Column: Netflix brings us too much of a good thing. Is that bad?
I want to talk to my doctor about “Ozark,” but I’m on Season 2 and he’s not there yet. My food-TV loving colleague is dying to discuss “The Great British Baking Show” reboot, but she binge-watched the whole season over the course of a few sugar-rush days, and I am still savoring the third episode. My sister-in-law can’t wait to deconstruct the “Stranger Things” Season 2 finale, but she hasn’t watched it yet and I’ve forgotten the ending already.
Welcome to the Byzantine entertainment paradise that is Netflix, which provides pop-culture lovers with more great TV than ever while also giving us fewer opportunities to share it. We may all be subscribing to the same streaming service, but we are almost never on the same page.
Not that there is anything inherently wrong with too much good TV. When the Emmy Awards air on Monday, Netflix will have the honor of being home to more nominees than HBO, which is pretty good for a service that made its name sending customers DVDs of TV shows and movies made by other people.
And the Netflix nominees are a compulsively watchable bunch. You’ve got “The Crown,” the sumptuous, soapy drama about the life of Queen Elizabeth II and her fascinatingly flawed friends and family. There is the aforementioned “Ozark,” a “Breaking Bad”-style noir starring Jason Bateman as a financial planner who probably didn’t plan on a career in money laundering for a drug cartel.
Also the crazy-great “Stranger Things,” the heart-tugging “Queer Eye” reboot, and “GLOW,” the fiercely feminist comedy that also happens to be about lady wrestlers.
That’s a lot of quality television right there. I just wish Netflix didn’t make it so hard to talk about it.
The disconnect started in 2011, when Netflix made the first four seasons of AMC’s “Mad Men” available all at the same time, introducing many viewers to the mixed-bag pleasures of binge-watching.
The great news was that all of the people who meant to watch “Mad Men” finally got the chance to catch up, and all of the fans of the show suddenly had plenty of company around the pop-culture water-cooler.
The bad news was, everyone was gulping the show at a different rate. Veteran watchers had to be careful about revealing too many plot points too soon, and newbies had to beware of stumbling onto online spoilers when all they wanted to do was find out why the actress playing Peggy Olson looked so familiar.
The whole experience got a lot more complicated in 2013, when Netflix debuted its first original series. It was “House of Cards,” and as it did with its non-original programming, the company made all of the first season’s episodes available all the same time.

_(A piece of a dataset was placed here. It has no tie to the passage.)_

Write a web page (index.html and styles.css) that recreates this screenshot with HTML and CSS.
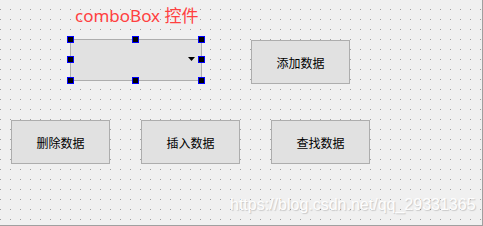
FILE: index.html
```html
<!DOCTYPE html>
<html lang="zh-CN">
<head>
<meta charset="UTF-8">
<title>Form Designer</title>
<link rel="stylesheet" href="styles.css">
</head>
<body>
<div class="form">
    <div class="row row-top">
        <div class="combo-group">
            <div class="combo-label">comboBox 控件</div>
            <div class="combo">
                <svg class="combo-arrow" width="7" height="4" viewBox="0 0 7 4"><polygon points="0,0 7,0 3.5,4" fill="#000"/></svg>
                <span class="handle h-tl"></span>
                <span class="handle h-tm"></span>
                <span class="handle h-tr"></span>
                <span class="handle h-ml"></span>
                <span class="handle h-mr"></span>
                <span class="handle h-bl"></span>
                <span class="handle h-bm"></span>
                <span class="handle h-br"></span>
            </div>
        </div>
        <button class="btn btn-add">添加数据</button>
    </div>
    <div class="row row-bottom">
        <button class="btn">删除数据</button>
        <button class="btn">插入数据</button>
        <button class="btn">查找数据</button>
    </div>
    <div class="watermark">https://blog.csdn.net/qq_29331365</div>
</div>
</body>
</html>
```

FILE: styles.css
```css
body {
    margin: 0;
    background-color: #f0f0f0;
}
.form {
    position: relative;
    width: 483px;
    height: 226px;
    box-sizing: border-box;
    border-right: 1px solid #a0a0a0;
    border-bottom: 1px solid #a0a0a0;
    background-color: #f0f0f0;
    background-image: conic-gradient(from 270deg at 1px 1px, #a0a0a0 90deg, transparent 0);
    background-size: 10px 10px;
    background-position: 0 9px;
    overflow: hidden;
}
.row {
    display: flex;
    align-items: flex-start;
}
.row-top {
    height: 120px;
}
.combo-group {
    margin-left: 70px;
    width: 132px;
}
.combo-label {
    height: 39px;
    box-sizing: border-box;
    padding: 6px 0 0 5px;
    font-family: "Noto Sans", "Noto Sans CJK SC", sans-serif;
    font-size: 17px;
    line-height: 20px;
    color: #ff4040;
    white-space: nowrap;
}
.combo {
    position: relative;
    height: 42px;
    box-sizing: border-box;
    border: 1px solid #adadad;
    background-color: #e1e1e1;
}
.combo-arrow {
    position: absolute;
    left: 117px;
    top: 17px;
}
.handle {
    position: absolute;
    box-sizing: border-box;
    width: 7px;
    height: 7px;
    border: 1px solid #0000ff;
    background-color: #000;
}
.h-tl, .h-ml, .h-bl { left: -4px; }
.h-tm, .h-bm { left: 61px; }
.h-tr, .h-mr, .h-br { left: 127px; }
.h-tl, .h-tm, .h-tr { top: -4px; }
.h-ml, .h-mr { top: 16px; }
.h-bl, .h-bm, .h-br { top: 37px; }
.btn {
    width: 99px;
    height: 44px;
    margin: 0;
    padding: 0;
    border: 1px solid #adadad;
    border-radius: 0;
    background-color: #e1e1e1;
    color: #000;
    font-family: "Noto Sans CJK SC", sans-serif;
    font-size: 12px;
}
.btn-add {
    margin-left: 49px;
    margin-top: 40px;
}
.row-bottom {
    padding-left: 11px;
    gap: 31px;
}
.watermark {
    position: absolute;
    left: 230px;
    top: 196px;
    font-family: "Liberation Sans", sans-serif;
    font-size: 16px;
    line-height: 18px;
    color: #ffffff;
    text-shadow: 1px 1px 1px rgba(0, 0, 0, 0.18);
    opacity: 0.9;
}
```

Now, Netflix viewers have five seasons of “House of Cards” available for viewing at any time in any quantity. There are also six seasons of “Orange is the New Black,” four seasons of “Grace and Frankie,” three seasons of “Bloodline” and “Narcos”; and two seasons of “The Crown,” “Stranger Things,” “Ozark” and “GLOW.’
It’s all there for the binging. But like online shopping sprees and YouTube cat-video marathons, binging on Netflix originals has its payoffs and its drawbacks.

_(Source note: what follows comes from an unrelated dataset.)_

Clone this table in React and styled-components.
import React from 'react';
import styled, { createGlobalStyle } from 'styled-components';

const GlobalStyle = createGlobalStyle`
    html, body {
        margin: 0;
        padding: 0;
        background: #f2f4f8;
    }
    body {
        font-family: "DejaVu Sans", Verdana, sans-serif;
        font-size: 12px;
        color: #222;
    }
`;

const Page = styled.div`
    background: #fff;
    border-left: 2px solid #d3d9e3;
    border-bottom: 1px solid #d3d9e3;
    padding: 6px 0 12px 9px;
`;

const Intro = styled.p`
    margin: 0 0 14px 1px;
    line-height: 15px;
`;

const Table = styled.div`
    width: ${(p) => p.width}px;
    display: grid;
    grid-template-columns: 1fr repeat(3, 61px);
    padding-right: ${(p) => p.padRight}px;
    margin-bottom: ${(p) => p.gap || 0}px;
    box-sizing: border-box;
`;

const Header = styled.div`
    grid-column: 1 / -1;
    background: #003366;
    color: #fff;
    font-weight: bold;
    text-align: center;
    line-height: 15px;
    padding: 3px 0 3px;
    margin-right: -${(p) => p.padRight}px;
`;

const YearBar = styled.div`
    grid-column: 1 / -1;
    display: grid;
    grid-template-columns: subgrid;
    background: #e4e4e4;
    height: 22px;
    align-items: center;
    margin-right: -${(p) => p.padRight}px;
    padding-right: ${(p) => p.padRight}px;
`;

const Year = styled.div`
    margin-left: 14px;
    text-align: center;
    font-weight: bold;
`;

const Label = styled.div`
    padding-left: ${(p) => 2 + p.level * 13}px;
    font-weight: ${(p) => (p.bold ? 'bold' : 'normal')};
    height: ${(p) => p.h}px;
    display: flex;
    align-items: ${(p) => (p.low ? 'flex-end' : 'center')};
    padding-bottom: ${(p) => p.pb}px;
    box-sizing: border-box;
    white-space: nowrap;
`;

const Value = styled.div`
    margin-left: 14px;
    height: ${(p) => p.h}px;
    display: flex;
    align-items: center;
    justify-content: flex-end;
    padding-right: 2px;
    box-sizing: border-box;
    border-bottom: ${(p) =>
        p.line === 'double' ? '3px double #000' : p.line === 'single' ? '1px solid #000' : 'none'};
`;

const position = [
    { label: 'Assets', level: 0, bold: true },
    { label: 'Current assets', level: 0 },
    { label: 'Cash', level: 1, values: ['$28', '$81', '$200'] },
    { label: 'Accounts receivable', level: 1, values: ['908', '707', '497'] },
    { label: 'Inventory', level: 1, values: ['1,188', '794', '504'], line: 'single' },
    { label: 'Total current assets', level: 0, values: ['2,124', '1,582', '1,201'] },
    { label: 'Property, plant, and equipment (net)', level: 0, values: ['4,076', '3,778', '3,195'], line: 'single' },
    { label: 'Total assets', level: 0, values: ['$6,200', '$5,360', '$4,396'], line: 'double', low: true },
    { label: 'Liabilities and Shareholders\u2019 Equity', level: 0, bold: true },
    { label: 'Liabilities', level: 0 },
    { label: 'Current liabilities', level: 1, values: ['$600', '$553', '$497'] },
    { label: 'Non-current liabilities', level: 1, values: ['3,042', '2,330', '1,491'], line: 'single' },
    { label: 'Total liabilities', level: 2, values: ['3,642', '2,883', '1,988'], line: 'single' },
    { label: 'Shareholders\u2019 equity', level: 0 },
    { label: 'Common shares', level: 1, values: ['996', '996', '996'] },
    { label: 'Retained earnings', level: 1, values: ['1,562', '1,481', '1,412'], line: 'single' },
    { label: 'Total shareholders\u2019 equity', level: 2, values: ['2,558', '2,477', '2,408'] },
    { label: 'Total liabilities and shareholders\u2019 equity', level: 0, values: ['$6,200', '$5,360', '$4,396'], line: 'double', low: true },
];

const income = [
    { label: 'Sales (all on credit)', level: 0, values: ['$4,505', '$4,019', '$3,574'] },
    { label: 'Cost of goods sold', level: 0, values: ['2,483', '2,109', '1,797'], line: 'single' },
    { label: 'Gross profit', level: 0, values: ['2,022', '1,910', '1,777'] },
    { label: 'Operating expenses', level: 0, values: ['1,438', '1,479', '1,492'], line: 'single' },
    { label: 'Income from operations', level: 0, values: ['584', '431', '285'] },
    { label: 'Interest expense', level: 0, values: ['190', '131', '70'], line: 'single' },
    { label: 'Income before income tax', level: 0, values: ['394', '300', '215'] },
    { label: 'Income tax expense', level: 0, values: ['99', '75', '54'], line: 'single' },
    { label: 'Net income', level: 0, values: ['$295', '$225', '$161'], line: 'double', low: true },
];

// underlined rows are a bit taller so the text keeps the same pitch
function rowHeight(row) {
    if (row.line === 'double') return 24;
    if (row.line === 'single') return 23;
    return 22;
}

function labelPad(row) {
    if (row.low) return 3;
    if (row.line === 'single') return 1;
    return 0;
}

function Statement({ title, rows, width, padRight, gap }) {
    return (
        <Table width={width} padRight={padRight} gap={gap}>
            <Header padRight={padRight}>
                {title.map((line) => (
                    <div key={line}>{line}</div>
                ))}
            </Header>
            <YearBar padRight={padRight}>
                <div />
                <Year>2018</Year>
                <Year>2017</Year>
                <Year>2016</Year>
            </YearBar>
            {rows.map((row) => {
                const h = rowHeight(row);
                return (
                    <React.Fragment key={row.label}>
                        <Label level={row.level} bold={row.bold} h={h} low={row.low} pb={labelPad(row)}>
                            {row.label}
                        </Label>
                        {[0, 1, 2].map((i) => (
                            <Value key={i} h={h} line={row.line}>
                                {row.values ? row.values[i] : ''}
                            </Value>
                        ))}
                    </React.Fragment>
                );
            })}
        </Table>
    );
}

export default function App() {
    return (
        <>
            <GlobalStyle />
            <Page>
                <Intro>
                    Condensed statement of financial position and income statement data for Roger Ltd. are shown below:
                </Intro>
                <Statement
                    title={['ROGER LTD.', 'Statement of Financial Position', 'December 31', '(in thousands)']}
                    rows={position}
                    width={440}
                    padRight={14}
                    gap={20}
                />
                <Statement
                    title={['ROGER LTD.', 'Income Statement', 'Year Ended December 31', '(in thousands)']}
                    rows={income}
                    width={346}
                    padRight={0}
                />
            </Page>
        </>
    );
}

The payoff comes with the rush of locking into a great story and not letting go until you’re ready. And without commercials to worry about or between-episode memory-lapses to make up for, your thrill ride doesn’t stop until your TV vehicle coasts into the station.
But then what?
If you’re lucky, you have a viewing partner who is just as excited, flummoxed or outraged about the show’s final outcome as you are and can’t wait to discuss it at length. But what if you watched it on your own? Or you wrapped it up at 2 a.m.? Or everyone you know finished watching this show six months ago?
You’re all amped up with nowhere to go.
While there is a lot to be said for convenience, you can’t discount the importance of community. If I had been forced to deal with, say, the bewildering “Lost” finale or the mind-blowing last episode of “The Sopranos” without the immediate support and feedback of my mob of TV friends, I would have been one unhappy couch camper. I needed my people, and I’m glad we were all in the trenches at the same time, scratching our heads over what we had just seen.
I miss that. I will always miss that.
But I love TV too much to complain about too much TV, so let me end on a positive note. If you start now, you can watch all 20 hours of “The Crown” and/or all 10 hours of “GLOW’ before the Emmys air on Monday night. Feel free to drop me an email and let me know what you think.
I’ll have plenty to watch while I wait.